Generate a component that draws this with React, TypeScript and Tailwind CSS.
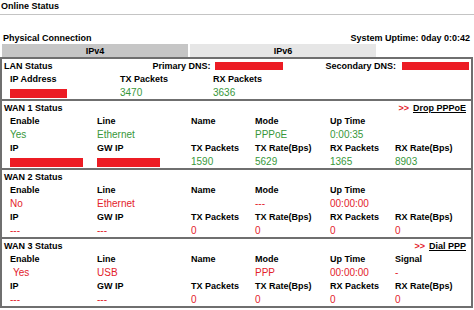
import React from 'react';

type Cell = { t?: string; c?: 'g' | 'r' | 'h'; bar?: number; pad?: boolean };

const green = 'text-[#37973a]';
const red = 'text-[#e3222b]';

function Value({ cell }: { cell: Cell }) {
  if (cell.bar) return <div className="h-[9px] bg-[#ec1c24]" style={{ width: cell.bar }} />;
  if (cell.c === 'h') return <span className="text-[9px] font-bold text-black">{cell.t}</span>;
  return (
    <span className={`text-[10px] ${cell.c === 'g' ? green : red} ${cell.pad ? 'pl-[3px]' : ''}`}>{cell.t}</span>
  );
}

function WanSection({ title, action, rows }: { title: string; action?: string; rows: Cell[][] }) {
  return (
    <div className="border-t-2 border-[#6f6f6f]">
      <div className="flex h-[13px] items-center justify-between pl-[2px] pr-[5px] pt-[2px]">
        <span className="text-[9px] font-bold">{title}</span>
        {action && (
          <span className="text-[9px] font-bold">
            <span className="text-[#e3222b] mr-[4px]">&gt;&gt;</span>
            <span className="underline">{action}</span>
          </span>
        )}
      </div>
      {rows.map((r, i) => (
        <div key={i} className="grid h-[13.5px] grid-cols-[87px_94px_64px_75px_65px_1fr] items-center pl-[8px] pt-[2px]">
          {r.map((cell, j) => (
            <div key={j} className="flex items-center">
              <Value cell={cell} />
            </div>
          ))}
        </div>
      ))}
    </div>
  );
}

const h = (t: string): Cell => ({ t, c: 'h' });
const g = (t: string): Cell => ({ t, c: 'g' });
const r = (t: string): Cell => ({ t, c: 'r' });
const empty: Cell = {};

export default function App() {
  return (
    <div className="w-[474px] h-[310px] overflow-hidden bg-white text-black font-['Liberation_Sans',Arial,sans-serif] leading-none">
      <div className="flex h-[15px] items-start border-b border-[#c4c4c4] pl-[1px] pt-[2px]">
        <span className="text-[9px] font-bold">Online Status</span>
      </div>

      <div className="mt-[17px] flex h-[12px] items-center justify-between pl-[3px] pr-[4px] pt-[1px]">
        <span className="text-[9px] font-bold">Physical Connection</span>
        <span className="text-[9px] font-bold">System Uptime: 0day 0:0:42</span>
      </div>

      <div className="flex h-[13px] pl-[2px]">
        <div className="flex w-[186px] items-center justify-center bg-[#c6c6c6] pt-[1px] text-[9px] font-bold">IPv4</div>
        <div className="ml-[2px] flex w-[186px] items-center justify-center bg-[#e6e6e6] pt-[1px] text-[9px] font-bold">IPv6</div>
      </div>

      <div className="w-[473px] border-x-2 border-b-2 border-[#6f6f6f]">
        <div className="border-t-2 border-[#6f6f6f]">
          <div className="flex h-[13px] items-center pl-[2px] pr-[2px] pt-[1px]">
            <span className="flex-1 text-[9px] font-bold">LAN Status</span>
            <span className="text-[9px] font-bold">Primary DNS:</span>
            <div className="ml-[5px] h-[8px] w-[68px] bg-[#ec1c24]" />
            <span className="ml-[42px] text-[9px] font-bold">Secondary DNS:</span>
            <div className="ml-[6px] h-[8px] w-[67px] bg-[#ec1c24]" />
          </div>
          <div className="grid h-[13.5px] grid-cols-[110px_93px_1fr] items-center pl-[8px] pt-[2px]">
            <Value cell={h('IP Address')} />
            <Value cell={h('TX Packets')} />
            <Value cell={h('RX Packets')} />
          </div>
          <div className="grid h-[13.5px] grid-cols-[110px_93px_1fr] items-center pl-[8px] pt-[2px]">
            <Value cell={{ bar: 57 }} />
            <Value cell={g('3470')} />
            <Value cell={g('3636')} />
          </div>
        </div>

        <WanSection
          title="WAN 1 Status"
          action="Drop PPPoE"
          rows={[
            [h('Enable'), h('Line'), h('Name'), h('Mode'), h('Up Time'), empty],
            [g('Yes'), g('Ethernet'), empty, g('PPPoE'), g('0:00:35'), empty],
            [h('IP'), h('GW IP'), h('TX Packets'), h('TX Rate(Bps)'), h('RX Packets'), h('RX Rate(Bps)')],
            [{ bar: 73 }, { bar: 63 }, g('1590'), g('5629'), g('1365'), g('8903')],
          ]}
        />

        <WanSection
          title="WAN 2 Status"
          rows={[
            [h('Enable'), h('Line'), h('Name'), h('Mode'), h('Up Time'), empty],
            [r('No'), r('Ethernet'), empty, r('---'), r('00:00:00'), empty],
            [h('IP'), h('GW IP'), h('TX Packets'), h('TX Rate(Bps)'), h('RX Packets'), h('RX Rate(Bps)')],
            [r('---'), r('---'), r('0'), r('0'), r('0'), r('0')],
          ]}
        />

        <WanSection
          title="WAN 3 Status"
          action="Dial PPP"
          rows={[
            [h('Enable'), h('Line'), h('Name'), h('Mode'), h('Up Time'), h('Signal')],
            [{ t: 'Yes', c: 'r', pad: true }, r('USB'), empty, r('PPP'), r('00:00:00'), r('-')],
            [h('IP'), h('GW IP'), h('TX Packets'), h('TX Rate(Bps)'), h('RX Packets'), h('RX Rate(Bps)')],
            [r('---'), r('---'), r('0'), r('0'), r('0'), r('0')],
          ]}
        />
      </div>
    </div>
  );
}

▶ _Task objective_: Exactly as they appear, print the lines of the listing above from its first line through the line that contains "const red = 'text-[#e3222b]';", minus the pictures.

▶ _Answer to the exercise_:
Generate a component that draws this with React, TypeScript and Tailwind CSS.
import React from 'react';

type Cell = { t?: string; c?: 'g' | 'r' | 'h'; bar?: number; pad?: boolean };

const green = 'text-[#37973a]';
const red = 'text-[#e3222b]';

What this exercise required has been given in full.